Public schools will never pay $100k+ to someone to teach Computer Science, so how will they ever get someone that actually knows Computer Science to be a teacher[0][1]? Instead they are offering a $1000 stipend to current Science and Math teachers to take a 1 semester course in Java so they can pass the Computer Science Certification Test and teach Computer Science.
So the future computer science high school students will be getting taught computer science by 10+ year Physics teachers that took a 15 week Java course.
[0] I left a $100k Software Engineering job to become a Computer Science teacher... hoping to make a difference with the diversity issues in our field. Luckily I am married to someone that has a job that can pay the bills.
[1] There are at least 3 open Computer Science teaching positions in my district right now if anyone is interested! And in the next 2 years we will have enough students that we will need another CS teacher at my school.
[1]: http://www.theatlantic.com/education/archive/2013/10/why-are...
[2]: http://www.denverpost.com/news/ci_28401042/colorado-supreme-...
[3]: http://dianeravitch.net/2014/02/26/breaking-news-new-data-sh...
Is my info bad or does that suggest that more money isn't the problem. Is the problem how the current money is being spent or is it that we need more money. Are those articles making stuff up?
https://nces.ed.gov/fastfacts/display.asp?id=66
http://nces.ed.gov/programs/coe/indicator_cmd.asp
http://www.oecd.org/edu/skills-beyond-school/48631286.pdf
As for salary I also think it's a crime that teachers get paid so low. At the same time low is probably relative. A teacher in Berlin making $40k a year is doing a lot better than a teach in NYC/LA/SF making $40k a year. I've tried to talk myself into becoming a teacher but salary is a big reason I can't quite get myself to take the leap.
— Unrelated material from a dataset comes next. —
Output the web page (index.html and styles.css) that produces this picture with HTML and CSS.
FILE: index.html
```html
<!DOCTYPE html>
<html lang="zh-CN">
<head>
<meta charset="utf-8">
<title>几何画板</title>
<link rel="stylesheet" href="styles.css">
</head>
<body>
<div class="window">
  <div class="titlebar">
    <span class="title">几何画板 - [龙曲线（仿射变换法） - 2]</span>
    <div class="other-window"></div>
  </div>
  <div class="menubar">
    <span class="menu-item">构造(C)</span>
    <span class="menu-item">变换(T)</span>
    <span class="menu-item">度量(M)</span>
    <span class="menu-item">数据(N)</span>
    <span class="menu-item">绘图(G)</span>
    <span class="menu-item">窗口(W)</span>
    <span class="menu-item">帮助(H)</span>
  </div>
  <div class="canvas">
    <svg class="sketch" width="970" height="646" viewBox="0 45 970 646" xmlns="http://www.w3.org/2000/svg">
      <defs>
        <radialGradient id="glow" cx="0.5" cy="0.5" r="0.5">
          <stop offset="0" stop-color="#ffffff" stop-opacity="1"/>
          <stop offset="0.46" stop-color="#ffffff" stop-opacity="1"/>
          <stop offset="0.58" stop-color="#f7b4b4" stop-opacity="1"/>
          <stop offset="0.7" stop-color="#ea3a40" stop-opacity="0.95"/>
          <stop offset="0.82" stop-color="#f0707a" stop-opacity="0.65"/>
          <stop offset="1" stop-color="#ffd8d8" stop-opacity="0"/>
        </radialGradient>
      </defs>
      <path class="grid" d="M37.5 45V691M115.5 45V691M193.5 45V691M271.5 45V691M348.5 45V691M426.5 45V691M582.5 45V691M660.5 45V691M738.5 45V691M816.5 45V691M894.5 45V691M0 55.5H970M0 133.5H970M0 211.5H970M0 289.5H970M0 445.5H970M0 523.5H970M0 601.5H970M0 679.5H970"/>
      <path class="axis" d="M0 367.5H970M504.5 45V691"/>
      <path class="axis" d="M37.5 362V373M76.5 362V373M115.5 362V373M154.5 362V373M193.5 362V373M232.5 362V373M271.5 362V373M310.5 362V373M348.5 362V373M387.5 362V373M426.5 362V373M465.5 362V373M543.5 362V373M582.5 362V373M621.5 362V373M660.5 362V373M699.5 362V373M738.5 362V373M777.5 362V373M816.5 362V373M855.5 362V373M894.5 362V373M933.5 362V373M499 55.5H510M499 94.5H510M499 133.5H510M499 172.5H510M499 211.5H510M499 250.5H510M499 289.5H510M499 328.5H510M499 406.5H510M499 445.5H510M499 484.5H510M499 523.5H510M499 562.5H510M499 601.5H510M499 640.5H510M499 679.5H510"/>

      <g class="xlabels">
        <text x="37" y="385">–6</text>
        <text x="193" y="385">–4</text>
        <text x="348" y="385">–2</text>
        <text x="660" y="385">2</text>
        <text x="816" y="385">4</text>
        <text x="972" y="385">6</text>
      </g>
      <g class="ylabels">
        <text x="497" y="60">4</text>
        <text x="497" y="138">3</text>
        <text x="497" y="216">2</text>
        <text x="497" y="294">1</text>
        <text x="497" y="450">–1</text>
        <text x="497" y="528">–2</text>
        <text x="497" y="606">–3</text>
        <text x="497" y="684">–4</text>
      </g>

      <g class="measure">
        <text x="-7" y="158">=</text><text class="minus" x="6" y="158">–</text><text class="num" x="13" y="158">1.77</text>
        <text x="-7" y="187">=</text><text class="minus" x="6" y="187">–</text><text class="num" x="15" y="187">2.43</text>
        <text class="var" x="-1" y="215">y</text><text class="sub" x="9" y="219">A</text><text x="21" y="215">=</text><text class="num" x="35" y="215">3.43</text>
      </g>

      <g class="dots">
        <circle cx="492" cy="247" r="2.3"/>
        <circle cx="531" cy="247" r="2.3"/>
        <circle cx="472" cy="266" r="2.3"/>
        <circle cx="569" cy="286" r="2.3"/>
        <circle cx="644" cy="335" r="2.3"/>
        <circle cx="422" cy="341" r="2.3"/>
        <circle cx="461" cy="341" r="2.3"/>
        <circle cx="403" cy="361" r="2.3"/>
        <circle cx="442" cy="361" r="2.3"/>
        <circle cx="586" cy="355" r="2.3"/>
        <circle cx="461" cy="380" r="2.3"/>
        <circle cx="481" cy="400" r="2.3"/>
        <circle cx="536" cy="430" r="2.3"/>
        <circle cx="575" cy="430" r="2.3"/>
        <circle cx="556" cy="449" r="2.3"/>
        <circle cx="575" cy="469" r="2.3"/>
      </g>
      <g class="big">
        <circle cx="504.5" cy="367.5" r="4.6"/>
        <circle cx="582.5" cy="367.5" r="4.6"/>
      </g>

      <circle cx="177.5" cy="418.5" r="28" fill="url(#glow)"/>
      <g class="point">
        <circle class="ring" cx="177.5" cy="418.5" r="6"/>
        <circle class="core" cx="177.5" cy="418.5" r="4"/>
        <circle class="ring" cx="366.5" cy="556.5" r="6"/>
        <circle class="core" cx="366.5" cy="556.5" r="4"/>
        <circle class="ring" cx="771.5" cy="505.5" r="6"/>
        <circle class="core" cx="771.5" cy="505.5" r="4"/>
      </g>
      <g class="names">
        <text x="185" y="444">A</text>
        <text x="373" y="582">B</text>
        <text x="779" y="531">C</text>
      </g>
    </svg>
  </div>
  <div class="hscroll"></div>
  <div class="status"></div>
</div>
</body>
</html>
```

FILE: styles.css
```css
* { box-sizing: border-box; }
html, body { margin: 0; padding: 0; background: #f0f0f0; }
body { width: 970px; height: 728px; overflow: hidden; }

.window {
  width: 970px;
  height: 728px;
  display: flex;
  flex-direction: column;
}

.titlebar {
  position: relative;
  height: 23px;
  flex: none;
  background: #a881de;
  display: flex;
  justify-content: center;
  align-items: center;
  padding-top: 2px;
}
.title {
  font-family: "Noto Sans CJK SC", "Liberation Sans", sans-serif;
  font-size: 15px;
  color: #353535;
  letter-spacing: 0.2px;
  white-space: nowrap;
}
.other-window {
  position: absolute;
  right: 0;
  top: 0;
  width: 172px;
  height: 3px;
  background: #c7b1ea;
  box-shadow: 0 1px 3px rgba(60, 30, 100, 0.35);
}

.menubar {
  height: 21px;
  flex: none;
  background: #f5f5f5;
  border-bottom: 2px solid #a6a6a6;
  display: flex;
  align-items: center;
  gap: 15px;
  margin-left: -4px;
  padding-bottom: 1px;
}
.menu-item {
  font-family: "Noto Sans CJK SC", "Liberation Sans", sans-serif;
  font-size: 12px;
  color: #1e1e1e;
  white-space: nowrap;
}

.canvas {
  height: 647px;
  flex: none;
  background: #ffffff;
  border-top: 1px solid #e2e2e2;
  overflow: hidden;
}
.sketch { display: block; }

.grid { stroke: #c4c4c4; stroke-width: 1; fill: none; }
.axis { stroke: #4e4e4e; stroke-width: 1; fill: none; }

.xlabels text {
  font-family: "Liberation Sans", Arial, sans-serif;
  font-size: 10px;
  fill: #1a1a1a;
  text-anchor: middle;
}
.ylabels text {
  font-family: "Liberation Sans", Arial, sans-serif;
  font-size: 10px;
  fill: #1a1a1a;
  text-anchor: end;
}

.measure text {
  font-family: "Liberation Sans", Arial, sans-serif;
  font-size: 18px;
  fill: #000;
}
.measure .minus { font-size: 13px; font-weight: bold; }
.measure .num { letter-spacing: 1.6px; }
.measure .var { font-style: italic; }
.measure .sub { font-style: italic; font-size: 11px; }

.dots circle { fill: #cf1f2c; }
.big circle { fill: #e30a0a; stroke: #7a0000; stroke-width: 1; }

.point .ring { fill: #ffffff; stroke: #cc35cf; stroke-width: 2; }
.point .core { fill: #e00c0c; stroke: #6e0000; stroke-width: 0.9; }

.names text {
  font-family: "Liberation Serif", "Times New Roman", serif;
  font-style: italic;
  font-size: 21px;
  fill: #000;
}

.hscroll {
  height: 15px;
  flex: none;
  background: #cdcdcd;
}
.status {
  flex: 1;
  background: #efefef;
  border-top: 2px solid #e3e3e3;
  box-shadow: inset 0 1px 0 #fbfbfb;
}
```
It isn't a funding problem. It's a problem with how we spend that money.
The person in question - coach Bob Hurley, in a decaying New Jersey town - is a retired parole officer, and he's there to keep kids out of prison. So this is is his white whale.
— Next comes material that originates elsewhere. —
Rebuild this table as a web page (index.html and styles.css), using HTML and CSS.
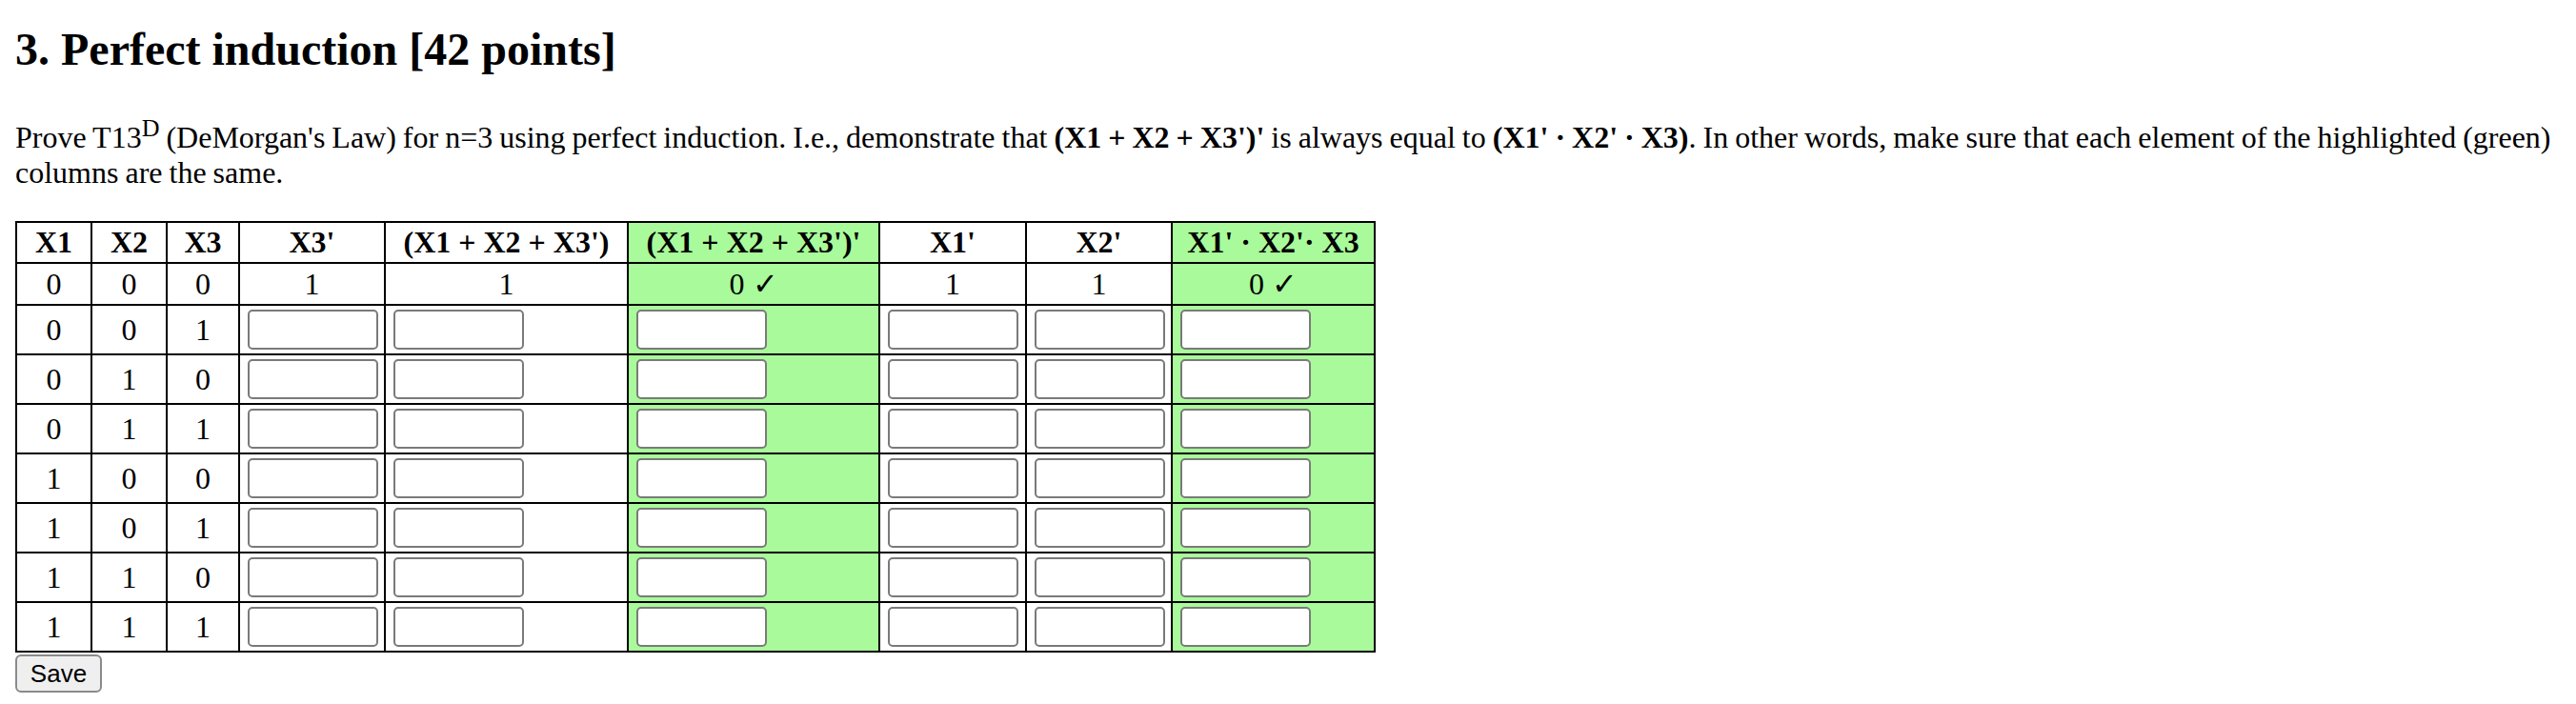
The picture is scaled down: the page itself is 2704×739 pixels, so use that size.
FILE: index.html
```html
<!DOCTYPE html>
<html>
<head>
<meta charset="utf-8">
<title>Perfect induction</title>
<link rel="stylesheet" href="styles.css">
</head>
<body>
<h2 class="title">3. Perfect induction [42 points]</h2>
<p class="prompt">Prove T13<sup>D</sup> (DeMorgan's Law) for n=3 using perfect induction. I.e., demonstrate that <b>(X1 + X2 + X3')'</b> is always equal to <b>(X1' · X2' · X3)</b>. In other words, make sure that each element of the highlighted (green)<br>columns are the same.</p>
<form class="quiz">
<table class="truth">
<colgroup>
<col class="c-x1"><col class="c-x2"><col class="c-x3"><col class="c-x3n"><col class="c-sum"><col class="c-sumn"><col class="c-x1n"><col class="c-x2n"><col class="c-prod">
</colgroup>
<thead>
<tr><th>X1</th><th>X2</th><th>X3</th><th>X3'</th><th>(X1 + X2 + X3')</th><th class="hl">(X1 + X2 + X3')'</th><th>X1'</th><th>X2'</th><th class="hl">X1' · X2'· X3</th></tr>
</thead>
<tbody>
<tr><td>0</td><td>0</td><td>0</td><td>1</td><td>1</td><td class="hl">0 ✓</td><td>1</td><td>1</td><td class="hl">0 ✓</td></tr>
<tr><td>0</td><td>0</td><td>1</td><td class="in"><input type="text"></td><td class="in"><input type="text"></td><td class="in hl"><input type="text"></td><td class="in"><input type="text"></td><td class="in"><input type="text"></td><td class="in hl"><input type="text"></td></tr>
<tr><td>0</td><td>1</td><td>0</td><td class="in"><input type="text"></td><td class="in"><input type="text"></td><td class="in hl"><input type="text"></td><td class="in"><input type="text"></td><td class="in"><input type="text"></td><td class="in hl"><input type="text"></td></tr>
<tr><td>0</td><td>1</td><td>1</td><td class="in"><input type="text"></td><td class="in"><input type="text"></td><td class="in hl"><input type="text"></td><td class="in"><input type="text"></td><td class="in"><input type="text"></td><td class="in hl"><input type="text"></td></tr>
<tr><td>1</td><td>0</td><td>0</td><td class="in"><input type="text"></td><td class="in"><input type="text"></td><td class="in hl"><input type="text"></td><td class="in"><input type="text"></td><td class="in"><input type="text"></td><td class="in hl"><input type="text"></td></tr>
<tr><td>1</td><td>0</td><td>1</td><td class="in"><input type="text"></td><td class="in"><input type="text"></td><td class="in hl"><input type="text"></td><td class="in"><input type="text"></td><td class="in"><input type="text"></td><td class="in hl"><input type="text"></td></tr>
<tr><td>1</td><td>1</td><td>0</td><td class="in"><input type="text"></td><td class="in"><input type="text"></td><td class="in hl"><input type="text"></td><td class="in"><input type="text"></td><td class="in"><input type="text"></td><td class="in hl"><input type="text"></td></tr>
<tr><td>1</td><td>1</td><td>1</td><td class="in"><input type="text"></td><td class="in"><input type="text"></td><td class="in hl"><input type="text"></td><td class="in"><input type="text"></td><td class="in"><input type="text"></td><td class="in hl"><input type="text"></td></tr>
</tbody>
</table>
<button type="button" class="save">Save</button>
</form>
</body>
</html>
```
FILE: styles.css
```css
html, body {
  background: #fff;
}
body {
  margin: 0;
  padding: 16px;
  font-family: "Liberation Serif", "Times New Roman", serif;
  font-size: 32px;
  color: #000;
}
.title {
  font-size: 48px;
  font-weight: bold;
  line-height: 41px;
  margin: 15px 0 54px;
}
.prompt {
  margin: 0 0 32px;
  line-height: normal;
  white-space: nowrap;
  word-spacing: -1px;
}
.prompt sup {
  font-size: 26px;
  line-height: 0;
}
.quiz {
  margin: 0;
}
.truth {
  border-collapse: collapse;
  table-layout: fixed;
  border: 2px solid #000;
}
.c-x1 { width: 79px; }
.c-x2 { width: 79px; }
.c-x3 { width: 76px; }
.c-x3n { width: 152px; }
.c-sum { width: 255px; }
.c-sumn { width: 264px; }
.c-x1n { width: 154px; }
.c-x2n { width: 150px; }
.c-prod { width: 213px; }
.truth th,
.truth td {
  border: 2px solid #000;
  text-align: center;
  padding: 5px 6px;
  line-height: 32px;
  white-space: nowrap;
}
.truth th {
  padding: 4px 6px 5px;
  font-weight: bold;
}
.truth td.in {
  text-align: left;
  padding: 4px 6px 4px 8px;
}
.truth .hl {
  background: #a9fa9a;
}
.truth input {
  display: block;
  box-sizing: border-box;
  width: 137px;
  height: 42px;
  margin: 0;
  border: 2px solid #7a7a7a;
  border-radius: 5px;
  background: #fff;
  font-size: 24px;
}
.save {
  display: block;
  margin-top: 2px;
  box-sizing: border-box;
  width: 91px;
  height: 40px;
  padding: 0;
  font-family: "Liberation Sans", Arial, sans-serif;
  font-size: 26px;
  color: #000;
  background: #efefef;
  border: 2px solid #8a8a8a;
  border-radius: 6px;
}
```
I don't think you can buy that, but you might be able to buy furniture - support systems, assistance, the like - to keep it from being killed off. Instead, we get six-sigma metrification which may well make it worse. At least it Heisenbugs the curriculum and distracts from actual teaching.
Something must be done, this is something, this must be done...
Then again, the canonical teacher is Socrates, and he was forced to drink hemlock...
I think people get embarrassed by being discarded by the sorting-machine and resent the system, even when it's their kids in it. We don't really value education for its own sake - it must be shown to be in service of other societal goals - mainly economic goals. That can get out of control quickly.